Each line below should be retyped exactly, with no pictures.

** SOURCE EXCERPT **
=======
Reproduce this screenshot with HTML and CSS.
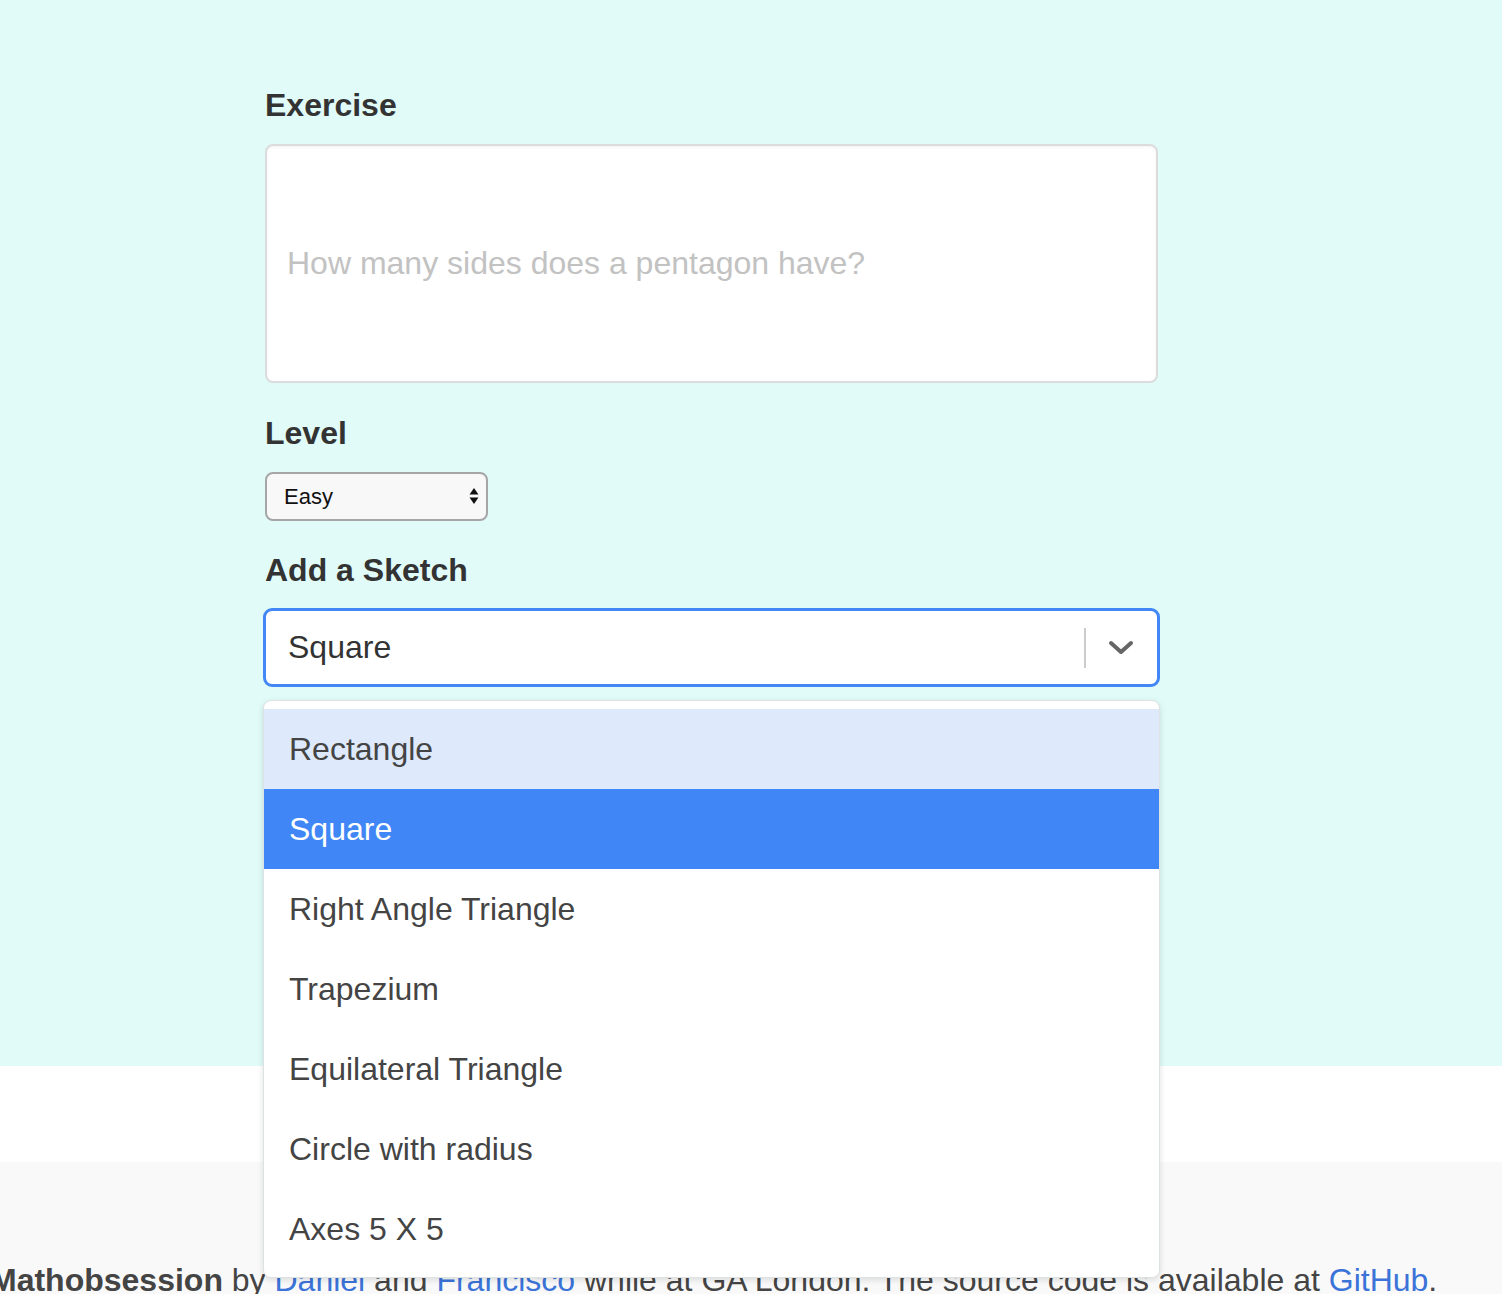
FILE: index.html
```html
<!DOCTYPE html>
<html lang="en">
<head>
    <meta charset="UTF-8">
    <meta name="viewport" content="width=device-width, initial-scale=1.0">
    <title>Mathobsession - New Exercise</title>
    <link rel="stylesheet" href="styles.css">
</head>
<body>
    <div class="main">
        <form class="exercise-form">
            <label class="field-label" for="question">Exercise</label>
            <textarea id="question" class="question" placeholder="How many sides does a pentagon have?"></textarea>

            <label class="field-label" for="level">Level</label>
            <div class="level-wrap">
                <select id="level" class="level">
                    <option>Easy</option>
                    <option>Medium</option>
                    <option>Hard</option>
                </select>
                <svg class="level-arrows" width="10" height="18" viewBox="0 0 10 18">
                    <path d="M5 1 L9.5 7.5 H0.5 Z" fill="#111"/>
                    <path d="M5 17 L9.5 10.5 H0.5 Z" fill="#111"/>
                </svg>
            </div>

            <label class="field-label sketch-label">Add a Sketch</label>
            <div class="sketch-select">
                <div class="control">
                    <div class="value">Square</div>
                    <span class="separator"></span>
                    <div class="indicator">
                        <svg width="26" height="16" viewBox="0 0 26 16">
                            <path d="M3 3 L13 12 L23 3" fill="none" stroke="#666" stroke-width="4" stroke-linecap="round" stroke-linejoin="round"/>
                        </svg>
                    </div>
                </div>
                <ul class="menu">
                    <li class="option focused">Rectangle</li>
                    <li class="option selected">Square</li>
                    <li class="option">Right Angle Triangle</li>
                    <li class="option">Trapezium</li>
                    <li class="option">Equilateral Triangle</li>
                    <li class="option">Circle with radius</li>
                    <li class="option">Axes 5 X 5</li>
                </ul>
            </div>
        </form>
    </div>

    <div class="spacer"></div>

    <footer class="footer">
        <p><strong>Mathobsession</strong> by <a href="#">Daniel</a> and <a href="#">Francisco</a> while at GA London. The source code is available at <a href="#">GitHub</a>.</p>
    </footer>
</body>
</html>
```

FILE: styles.css
```css
body {
    margin: 0;
    font-family: 'Liberation Sans', Arial, sans-serif;
    color: #333;
    background: #fff;
    overflow: hidden;
}

.main {
    background: #e0fbf8;
    height: 1066px;
    box-sizing: border-box;
    padding-top: 87px;
}

.exercise-form {
    width: 893px;
    margin-left: 265px;
    display: flex;
    flex-direction: column;
    align-items: flex-start;
}

.field-label {
    font-size: 32px;
    font-weight: bold;
    color: #333;
    margin-bottom: 20px;
}

.sketch-label {
    margin-bottom: 19px;
}

.question {
    width: 100%;
    height: 239px;
    box-sizing: border-box;
    padding: 99px 20px 20px;
    border: 2px solid #dcdcdc;
    border-radius: 8px;
    box-shadow: inset 0 1px 3px rgba(0, 0, 0, 0.06);
    background: #fff;
    font-family: 'Liberation Sans', Arial, sans-serif;
    font-size: 32px;
    color: #333;
    resize: none;
    outline: none;
    margin-bottom: 32px;
}

.question::placeholder {
    color: #c2c2c2;
}

.level-wrap {
    position: relative;
    margin-bottom: 31px;
}

.level {
    appearance: none;
    -webkit-appearance: none;
    width: 223px;
    height: 49px;
    box-sizing: border-box;
    padding: 0 17px;
    border: 2px solid #a6a6a6;
    border-radius: 8px;
    background: #f8f8f8;
    font-family: 'Liberation Sans', Arial, sans-serif;
    font-size: 22px;
    color: #111;
}

.level-arrows {
    position: absolute;
    right: 9px;
    top: 15px;
    pointer-events: none;
}

.sketch-select {
    position: relative;
    width: 897px;
    margin-left: -2px;
}

.control {
    display: flex;
    align-items: center;
    height: 79px;
    box-sizing: border-box;
    border: 3px solid #4287f5;
    border-radius: 9px;
    background: #fff;
}

.value {
    flex: 1;
    padding-left: 22px;
    font-size: 32px;
    color: #333;
}

.separator {
    width: 2px;
    height: 40px;
    background: #cccccc;
}

.indicator {
    display: flex;
    align-items: center;
    padding: 0 23px 0 22px;
}

.menu {
    position: absolute;
    top: 92px;
    left: 0;
    right: 0;
    margin: 0;
    padding: 8px 0;
    list-style: none;
    background: #fff;
    border: 1px solid #dde3e2;
    border-radius: 8px;
    box-shadow: 0 2px 6px rgba(0, 0, 0, 0.12);
    z-index: 10;
}

.option {
    height: 80px;
    display: flex;
    align-items: center;
    padding-left: 25px;
    font-size: 32px;
    color: #444;
}

.option.focused {
    background: #deeafc;
}

.option.selected {
    background: #4086f6;
    color: #fff;
}

.spacer {
    height: 96px;
    background: #fff;
}

.footer {
    background: #f9f9f9;
    padding-top: 100px;
    height: 200px;
}

.footer p {
    margin: 0 0 0 -10px;
    font-size: 32px;
    color: #444;
    white-space: nowrap;
}

.footer a {
    color: #3b73d8;
    text-decoration: none;
}
```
=======
** PROBLEM SOLUTION **
Reproduce this screenshot with HTML and CSS.
FILE: index.html
```html
<!DOCTYPE html>
<html lang="en">
<head>
    <meta charset="UTF-8">
    <meta name="viewport" content="width=device-width, initial-scale=1.0">
    <title>Mathobsession - New Exercise</title>
    <link rel="stylesheet" href="styles.css">
</head>
<body>
    <div class="main">
        <form class="exercise-form">
            <label class="field-label" for="question">Exercise</label>
            <textarea id="question" class="question" placeholder="How many sides does a pentagon have?"></textarea>

            <label class="field-label" for="level">Level</label>
            <div class="level-wrap">
                <select id="level" class="level">
                    <option>Easy</option>
                    <option>Medium</option>
                    <option>Hard</option>
                </select>
                <svg class="level-arrows" width="10" height="18" viewBox="0 0 10 18">
                    <path d="M5 1 L9.5 7.5 H0.5 Z" fill="#111"/>
                    <path d="M5 17 L9.5 10.5 H0.5 Z" fill="#111"/>
                </svg>
            </div>

            <label class="field-label sketch-label">Add a Sketch</label>
            <div class="sketch-select">
                <div class="control">
                    <div class="value">Square</div>
                    <span class="separator"></span>
                    <div class="indicator">
                        <svg width="26" height="16" viewBox="0 0 26 16">
                            <path d="M3 3 L13 12 L23 3" fill="none" stroke="#666" stroke-width="4" stroke-linecap="round" stroke-linejoin="round"/>
                        </svg>
                    </div>
                </div>
                <ul class="menu">
                    <li class="option focused">Rectangle</li>
                    <li class="option selected">Square</li>
                    <li class="option">Right Angle Triangle</li>
                    <li class="option">Trapezium</li>
                    <li class="option">Equilateral Triangle</li>
                    <li class="option">Circle with radius</li>
                    <li class="option">Axes 5 X 5</li>
                </ul>
            </div>
        </form>
    </div>

    <div class="spacer"></div>

    <footer class="footer">
        <p><strong>Mathobsession</strong> by <a href="#">Daniel</a> and <a href="#">Francisco</a> while at GA London. The source code is available at <a href="#">GitHub</a>.</p>
    </footer>
</body>
</html>
```

FILE: styles.css
```css
body {
    margin: 0;
    font-family: 'Liberation Sans', Arial, sans-serif;
    color: #333;
    background: #fff;
    overflow: hidden;
}

.main {
    background: #e0fbf8;
    height: 1066px;
    box-sizing: border-box;
    padding-top: 87px;
}

.exercise-form {
    width: 893px;
    margin-left: 265px;
    display: flex;
    flex-direction: column;
    align-items: flex-start;
}

.field-label {
    font-size: 32px;
    font-weight: bold;
    color: #333;
    margin-bottom: 20px;
}

.sketch-label {
    margin-bottom: 19px;
}

.question {
    width: 100%;
    height: 239px;
    box-sizing: border-box;
    padding: 99px 20px 20px;
    border: 2px solid #dcdcdc;
    border-radius: 8px;
    box-shadow: inset 0 1px 3px rgba(0, 0, 0, 0.06);
    background: #fff;
    font-family: 'Liberation Sans', Arial, sans-serif;
    font-size: 32px;
    color: #333;
    resize: none;
    outline: none;
    margin-bottom: 32px;
}

.question::placeholder {
    color: #c2c2c2;
}

.level-wrap {
    position: relative;
    margin-bottom: 31px;
}

.level {
    appearance: none;
    -webkit-appearance: none;
    width: 223px;
    height: 49px;
    box-sizing: border-box;
    padding: 0 17px;
    border: 2px solid #a6a6a6;
    border-radius: 8px;
    background: #f8f8f8;
    font-family: 'Liberation Sans', Arial, sans-serif;
    font-size: 22px;
    color: #111;
}

.level-arrows {
    position: absolute;
    right: 9px;
    top: 15px;
    pointer-events: none;
}

.sketch-select {
    position: relative;
    width: 897px;
    margin-left: -2px;
}

.control {
    display: flex;
    align-items: center;
    height: 79px;
    box-sizing: border-box;
    border: 3px solid #4287f5;
    border-radius: 9px;
    background: #fff;
}

.value {
    flex: 1;
    padding-left: 22px;
    font-size: 32px;
    color: #333;
}

.separator {
    width: 2px;
    height: 40px;
    background: #cccccc;
}

.indicator {
    display: flex;
    align-items: center;
    padding: 0 23px 0 22px;
}

.menu {
    position: absolute;
    top: 92px;
    left: 0;
    right: 0;
    margin: 0;
    padding: 8px 0;
    list-style: none;
    background: #fff;
    border: 1px solid #dde3e2;
    border-radius: 8px;
    box-shadow: 0 2px 6px rgba(0, 0, 0, 0.12);
    z-index: 10;
}

.option {
    height: 80px;
    display: flex;
    align-items: center;
    padding-left: 25px;
    font-size: 32px;
    color: #444;
}

.option.focused {
    background: #deeafc;
}

.option.selected {
    background: #4086f6;
    color: #fff;
}

.spacer {
    height: 96px;
    background: #fff;
}

.footer {
    background: #f9f9f9;
    padding-top: 100px;
    height: 200px;
}

.footer p {
    margin: 0 0 0 -10px;
    font-size: 32px;
    color: #444;
    white-space: nowrap;
}

.footer a {
    color: #3b73d8;
    text-decoration: none;
}
```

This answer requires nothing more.